## [Given instruction]
Find the lines below that contain the word "Tailwind" and count them. Only the number should be given.
________________________________________
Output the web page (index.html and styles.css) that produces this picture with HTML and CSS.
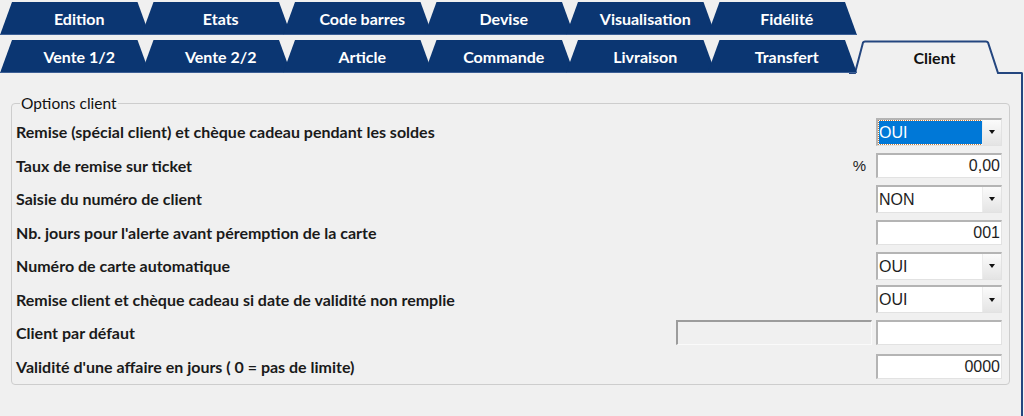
FILE: index.html
```html
<!DOCTYPE html>
<html lang="fr">
<head>
<meta charset="utf-8">
<title>Options client</title>
<link rel="stylesheet" href="styles.css">
</head>
<body>
<div class="window">
  <div class="tabrow">
    <div class="tab">Edition</div>
    <div class="tab">Etats</div>
    <div class="tab">Code barres</div>
    <div class="tab">Devise</div>
    <div class="tab">Visualisation</div>
    <div class="tab">Fidélité</div>
  </div>
  <div class="tabrow row2">
    <div class="tab">Vente 1/2</div>
    <div class="tab">Vente 2/2</div>
    <div class="tab">Article</div>
    <div class="tab">Commande</div>
    <div class="tab">Livraison</div>
    <div class="tab">Transfert</div>
    <div class="tab active">
      <svg class="tab-outline" width="150" height="34" viewBox="0 0 150 34"><path d="M0 33 L6 33 L14 2.5 Q14.5 1.5 16 1.5 L137 1.5 Q138.5 1.5 139 2.5 L149 33 L150 33" fill="#f0f0f0" stroke="#24467f" stroke-width="2"/></svg>
      <span class="tab-label">Client</span>
    </div>
    <div class="tab-fill"></div>
  </div>
  <div class="panel">
    <fieldset class="group">
      <legend>Options client</legend>
      <div class="row">
        <span class="label">Remise (spécial client) et chèque cadeau pendant les soldes</span>
        <div class="select focused"><span class="val"><span class="sel">OUI</span></span><span class="btn"><i class="arrow"></i></span></div>
      </div>
      <div class="row">
        <span class="label">Taux de remise sur ticket</span>
        <span class="pct">%</span>
        <div class="field num">0,00</div>
      </div>
      <div class="row">
        <span class="label">Saisie du numéro de client</span>
        <div class="select"><span class="val">NON</span><span class="btn"><i class="arrow"></i></span></div>
      </div>
      <div class="row">
        <span class="label">Nb. jours pour l'alerte avant péremption de la carte</span>
        <div class="field num">001</div>
      </div>
      <div class="row">
        <span class="label">Numéro de carte automatique</span>
        <div class="select"><span class="val">OUI</span><span class="btn"><i class="arrow"></i></span></div>
      </div>
      <div class="row">
        <span class="label">Remise client et chèque cadeau si date de validité non remplie</span>
        <div class="select"><span class="val">OUI</span><span class="btn"><i class="arrow"></i></span></div>
      </div>
      <div class="row">
        <span class="label">Client par défaut</span>
        <div class="field ro"></div>
        <div class="field"></div>
      </div>
      <div class="row">
        <span class="label">Validité d'une affaire en jours ( 0 = pas de limite)</span>
        <div class="field num">0000</div>
      </div>
    </fieldset>
  </div>
</div>
</body>
</html>
```

FILE: styles.css
```css
html, body {
  margin: 0;
  padding: 0;
  background: #f0f0f0;
}

.window {
  width: 1024px;
  height: 416px;
  overflow: hidden;
  font-family: Lato, "Open Sans", "Liberation Sans", sans-serif;
}

.tabrow {
  display: flex;
  height: 33px;
  margin-top: 2px;
}

.row2 {
  margin-top: 5px;
  height: 34px;
}

.tab {
  flex: 0 0 149.5px;
  height: 33px;
  box-sizing: border-box;
  padding-left: 9px;
  background: #0b3672;
  color: #fff;
  font-weight: 700;
  font-size: 16px;
  line-height: 34px;
  text-align: center;
  clip-path: polygon(0 100%, 12px 0, calc(100% - 12px) 0, 100% 100%);
  box-shadow: inset 0 -1px 0 #3c5f95;
}

.tab + .tab {
  margin-left: -8px;
}

.tab.active {
  display: grid;
  height: 34px;
  padding: 0;
  background: transparent;
  clip-path: none;
  box-shadow: none;
  color: #111;
}

.tab-outline,
.tab-label {
  grid-area: 1 / 1;
}

.tab-outline {
  display: block;
}

.tab-label {
  padding-left: 21px;
  line-height: 35px;
  text-align: center;
}

.tab-fill {
  flex: 1;
  align-self: flex-end;
  height: 0;
  margin-right: 1px;
  border-top: 2px solid #24467f;
  border-right: 2px solid #24467f;
  border-top-right-radius: 3px;
}

.panel {
  height: 342px;
  margin-right: 1px;
  border-right: 2px solid #24467f;
  padding: 20px 11px 0 11px;
}

.group {
  margin: 0;
  min-width: 0;
  padding: 3px 7px 1px 4px;
  border: 1px solid #cdcdcd;
  border-radius: 4px;
}

.group legend {
  margin-left: 4px;
  padding: 0 1px;
  font-size: 15.5px;
  line-height: 18px;
  color: #111;
}

.row {
  display: flex;
  align-items: center;
  height: 33.5px;
}

.label {
  flex: 1;
  font-size: 16px;
  font-weight: 700;
  color: #1a1a1a;
  white-space: nowrap;
}

.pct {
  margin-right: 10px;
  font-family: "Liberation Sans", Arial, sans-serif;
  font-size: 15px;
  color: #222;
}

.field,
.select {
  flex: 0 0 126px;
  box-sizing: border-box;
  height: 25px;
  background: #fff;
  border-style: solid;
  border-width: 2px 1px 1px 2px;
  border-color: #b4b4b4 #e2e2e2 #e2e2e2 #b4b4b4;
  font-family: "Liberation Sans", Arial, sans-serif;
  font-size: 16px;
  line-height: 22px;
  color: #1e1e1e;
}

.num {
  text-align: right;
  padding-right: 1px;
}

.field.ro {
  flex: 0 0 196px;
  margin-right: 4px;
  background: #f0f0f0;
  border-color: #9c9c9c #fafafa #fafafa #9c9c9c;
}

.select {
  display: flex;
  height: 28px;
  line-height: 25px;
}

.select .val {
  flex: 1;
  padding-left: 1px;
}

.select .btn {
  flex: 0 0 18px;
  display: flex;
  align-items: center;
  justify-content: center;
  background: linear-gradient(#fbfbfb, #e4e4e4);
  border-left: 1px solid #ececec;
}

.arrow {
  width: 0;
  height: 0;
  border-left: 3px solid transparent;
  border-right: 3px solid transparent;
  border-top: 4px solid #111;
}

.select.focused .val {
  display: flex;
  padding: 1px 0 1px 1px;
}

.select.focused .sel {
  flex: 1;
  background: #0078d7;
  color: #fff;
  line-height: 23px;
  outline: 1px dotted #c07a3a;
}
```
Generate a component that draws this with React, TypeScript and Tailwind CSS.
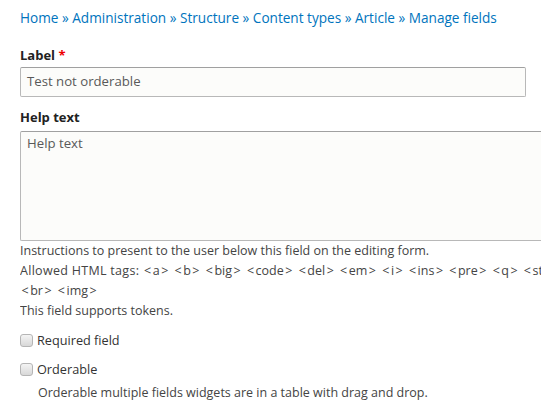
import React from "react";

const font = { fontFamily: '"Open Sans", "DejaVu Sans", sans-serif' };

function Checkbox() {
  return (
    <span className="inline-block w-[13px] h-[13px] rounded-[3px] border border-[#b5b5b5] bg-gradient-to-b from-[#f4f4f4] to-[#d8d8d8] shrink-0" />
  );
}

function Tag({ name }: { name: string }) {
  return (
    <span>
      <span className="px-[1.5px]">&lt;</span>
      {name}
      <span className="px-[1.5px]">&gt;</span>
    </span>
  );
}

const tags = ["a", "b", "big", "code", "del", "em", "i", "ins", "pre", "q", "strong"];

export default function App() {
  return (
    <div className="w-[541px] h-[407px] overflow-hidden bg-white pl-[20px] text-[#333]" style={font}>
      <div className="pt-[9px] text-[13.6px] leading-[18px] text-[#0074bd] whitespace-nowrap">
        Home » Administration » Structure » Content types » Article » Manage fields
      </div>
      <div className="mt-[19px] text-[13px] leading-[18px] font-bold text-[#222]">
        Label <span className="text-[#e00] font-bold">*</span>
      </div>
      <div className="mt-[3px] w-[506px] h-[30px] border border-[#b8b8b8] border-t-[#a0a0a0] rounded-[2px] bg-[#fcfcfa] px-[6px] flex items-center text-[13.2px] text-[#595959]">
        Test not orderable
      </div>
      <div className="mt-[11px] text-[13px] leading-[18px] font-bold text-[#222]">Help text</div>
      <div className="mt-[5px] w-[540px] h-[110px] border border-[#b8b8b8] border-t-[#a0a0a0] border-r-0 rounded-l-[2px] bg-[#fcfcfa] px-[6px] pt-[2px] text-[13.2px] text-[#595959]">
        Help text
      </div>
      <div className="mt-0 text-[12.5px] leading-[20px] text-[#444] whitespace-nowrap overflow-hidden">
        <div>Instructions to present to the user below this field on the editing form.</div>
        <div>
          <span className="tracking-[0.3px]">Allowed HTML tags:</span>
          {tags.map((t) => (
            <React.Fragment key={t}>
              {" "}
              <Tag name={t} />
            </React.Fragment>
          ))}
        </div>
        <div>
          <Tag name="br" /> <Tag name="img" />
        </div>
        <div>This field supports tokens.</div>
      </div>
      <div className="mt-[10px] flex items-center gap-[4px] text-[12.7px] leading-[18px] text-[#333]">
        <Checkbox />
        <span>Required field</span>
      </div>
      <div className="mt-[11px] flex items-center gap-[4px] text-[12.7px] leading-[18px] text-[#333]">
        <Checkbox />
        <span>Orderable</span>
      </div>
      <div className="mt-[6px] pl-[18px] text-[12.5px] leading-[18px] text-[#444] whitespace-nowrap">
        Orderable multiple fields widgets are in a table with drag and drop.
      </div>
    </div>
  );
}
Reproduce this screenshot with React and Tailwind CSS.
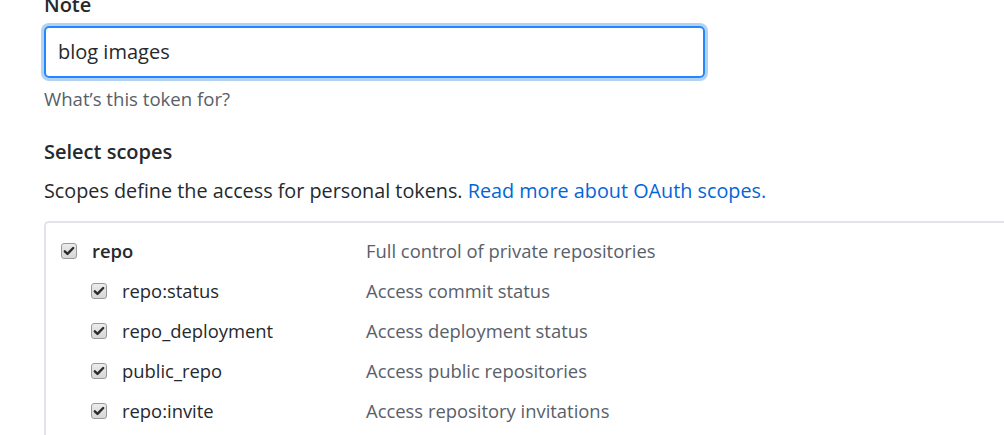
import React from "react";

const scopes = [
  { name: "repo", desc: "Full control of private repositories", parent: true },
  { name: "repo:status", desc: "Access commit status" },
  { name: "repo_deployment", desc: "Access deployment status" },
  { name: "public_repo", desc: "Access public repositories" },
  { name: "repo:invite", desc: "Access repository invitations" },
];

function Check() {
  return (
    <span className="flex h-[16px] w-[16px] shrink-0 items-center justify-center rounded-[3px] border border-[#9a9a9a] bg-gradient-to-b from-[#ececec] to-[#d6d6d6]">
      <svg viewBox="0 0 12 12" className="h-[12px] w-[12px]">
        <path d="M1.8 6.3l2.7 2.6L10.2 3" fill="none" stroke="#2b2b2b" strokeWidth="2.4" strokeLinecap="round" strokeLinejoin="round" />
      </svg>
    </span>
  );
}

export default function App() {
  return (
    <div className="h-screen overflow-hidden bg-white font-['Open_Sans',sans-serif] text-[#24292e]">
      <div className="-mt-[10px] pl-[44px]">
        <div className="text-[20px] font-semibold leading-[30px]">Note</div>
        <div className="mt-[6px] w-[661px] rounded-[5px] border-2 border-[#2188ff] px-[12px] py-[9px] text-[20px] leading-[30px] shadow-[0_0_0_3px_rgba(3,102,214,0.3)]">
          blog images
        </div>
        <div className="mt-[8px] text-[18.6px] leading-[26px] text-[#586069]">What’s this token for?</div>
        <div className="mt-[26px] text-[20px] font-semibold leading-[28px]">Select scopes</div>
        <div className="mt-[11px] text-[19.8px] leading-[28px]">
          Scopes define the access for personal tokens.{" "}
          <a className="text-[#0366d6]">Read more about OAuth scopes.</a>
        </div>
        <div className="mt-[16px] rounded-l-[5px] border-2 border-r-0 border-[#e1e4e8] pb-[40px] pl-[15px] pt-[8px]">
          {scopes.map((s) => (
            <div key={s.name} className="flex h-[40px] items-center">
              <div className={`flex items-center gap-[15px] ${s.parent ? "w-[305px]" : "ml-[30px] w-[275px]"}`}>
                <Check />
                <span className={`text-[18.4px] ${s.parent ? "font-semibold" : ""}`}>{s.name}</span>
              </div>
              <span className="text-[18.4px] text-[#586069]">{s.desc}</span>
            </div>
          ))}
        </div>
      </div>
    </div>
  );
}
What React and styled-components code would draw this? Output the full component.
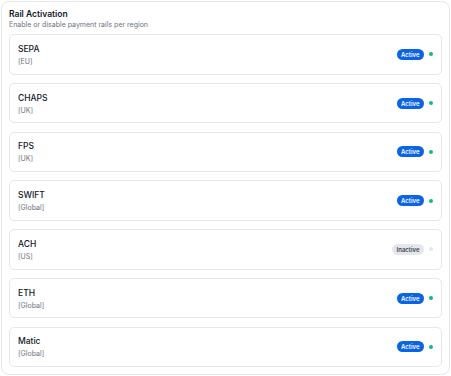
import React from "react";
import styled, { createGlobalStyle } from "styled-components";

const GlobalStyle = createGlobalStyle`
  html, body {
    margin: 0;
    background: #ffffff;
  }
  body {
    font-family: Inter, "Noto Sans", "Liberation Sans", sans-serif;
    -webkit-font-smoothing: antialiased;
  }
`;

const Card = styled.section`
  box-sizing: border-box;
  margin: 1px 1px 0 1px;
  width: 449px;
  height: 374px;
  border: 1px solid #e5e7eb;
  border-radius: 8px;
  padding: 6px 7px 6px 7px;
  display: flex;
  flex-direction: column;
`;

const Title = styled.h2`
  margin: 0;
  font-size: 8.5px;
  line-height: 12px;
  font-weight: 600;
  color: #111827;
`;

const Subtitle = styled.p`
  margin: 0 0 4px;
  font-size: 7px;
  line-height: 10px;
  color: #6b7280;
`;

const RailList = styled.div`
  display: flex;
  flex-direction: column;
  gap: 8.25px;
`;

const RailRow = styled.div`
  box-sizing: border-box;
  height: 40.5px;
  border: 1px solid #e5e7eb;
  border-radius: 5px;
  padding: 2px 8px 0 8px;
  display: flex;
  align-items: center;
  justify-content: space-between;
`;

const RailInfo = styled.div`
  display: flex;
  flex-direction: column;
  gap: 2px;
`;

const RailName = styled.span`
  font-size: 8.5px;
  line-height: 11px;
  font-weight: 500;
  color: #111827;
`;

const RailRegion = styled.span`
  font-size: 7px;
  line-height: 10px;
  color: #6b7280;
`;

const StatusGroup = styled.div`
  display: flex;
  align-items: center;
  gap: 5px;
  margin-top: -2px;
`;

const Badge = styled.span`
  display: inline-flex;
  align-items: center;
  justify-content: center;
  height: 11px;
  padding: 0 4.5px;
  border-radius: 6px;
  font-size: 6px;
  font-weight: 600;
  color: ${(p) => (p.$active ? "#ffffff" : "#374151")};
  background: ${(p) => (p.$active ? "#0b63e5" : "#e5e7eb")};
`;

const Dot = styled.span`
  width: 4px;
  height: 4px;
  border-radius: 50%;
  background: ${(p) => (p.$active ? "#10b981" : "#e5e7eb")};
`;

const rails = [
  { name: "SEPA", region: "EU", active: true },
  { name: "CHAPS", region: "UK", active: true },
  { name: "FPS", region: "UK", active: true },
  { name: "SWIFT", region: "Global", active: true },
  { name: "ACH", region: "US", active: false },
  { name: "ETH", region: "Global", active: true },
  { name: "Matic", region: "Global", active: true },
];

export default function App() {
  return (
    <>
      <GlobalStyle />
      <Card>
        <Title>Rail Activation</Title>
        <Subtitle>Enable or disable payment rails per region</Subtitle>
        <RailList>
          {rails.map((r) => (
            <RailRow key={r.name}>
              <RailInfo>
                <RailName>{r.name}</RailName>
                <RailRegion>[{r.region}]</RailRegion>
              </RailInfo>
              <StatusGroup>
                <Badge $active={r.active}>{r.active ? "Active" : "Inactive"}</Badge>
                <Dot $active={r.active} />
              </StatusGroup>
            </RailRow>
          ))}
        </RailList>
      </Card>
    </>
  );
}
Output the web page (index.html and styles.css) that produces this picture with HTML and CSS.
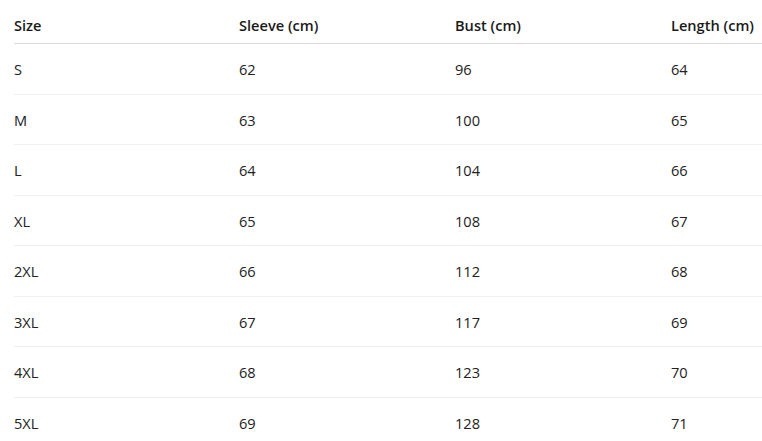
FILE: index.html
```html
<!DOCTYPE html>
<html>
<head>
<meta charset="utf-8">
<link rel="stylesheet" href="styles.css">
</head>
<body>
<table class="size-table">
  <colgroup>
    <col class="c1"><col class="c2"><col class="c3"><col class="c4">
  </colgroup>
  <thead>
    <tr><th>Size</th><th>Sleeve (cm)</th><th>Bust (cm)</th><th>Length (cm)</th></tr>
  </thead>
  <tbody>
    <tr><td>S</td><td>62</td><td>96</td><td>64</td></tr>
    <tr><td>M</td><td>63</td><td>100</td><td>65</td></tr>
    <tr><td>L</td><td>64</td><td>104</td><td>66</td></tr>
    <tr><td>XL</td><td>65</td><td>108</td><td>67</td></tr>
    <tr><td>2XL</td><td>66</td><td>112</td><td>68</td></tr>
    <tr><td>3XL</td><td>67</td><td>117</td><td>69</td></tr>
    <tr><td>4XL</td><td>68</td><td>123</td><td>70</td></tr>
    <tr><td>5XL</td><td>69</td><td>128</td><td>71</td></tr>
  </tbody>
</table>
</body>
</html>
```

FILE: styles.css
```css
html, body {
  margin: 0;
  padding: 0;
  background: #ffffff;
  overflow: hidden;
}
body {
  font-family: "Open Sans", "Noto Sans", sans-serif;
  font-size: 14.6px;
  color: #222222;
}
.size-table {
  margin-left: 14px;
  width: 748px;
  border-collapse: collapse;
  table-layout: fixed;
}
.c1 { width: 225px; }
.c2 { width: 216px; }
.c3 { width: 216px; }
.c4 { width: 91px; }
.size-table th,
.size-table td {
  text-align: left;
  padding: 0;
  line-height: 20px;
  white-space: nowrap;
}
.size-table th {
  font-weight: 600;
  color: #1a1a1a;
  padding-top: 15px;
  padding-bottom: 8px;
  border-bottom: 1px solid #dadada;
}
.size-table td {
  padding-top: 15px;
  padding-bottom: 14.5px;
  border-bottom: 1px solid #efefef;
}
```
________________________________________
## [Answer to this task]
2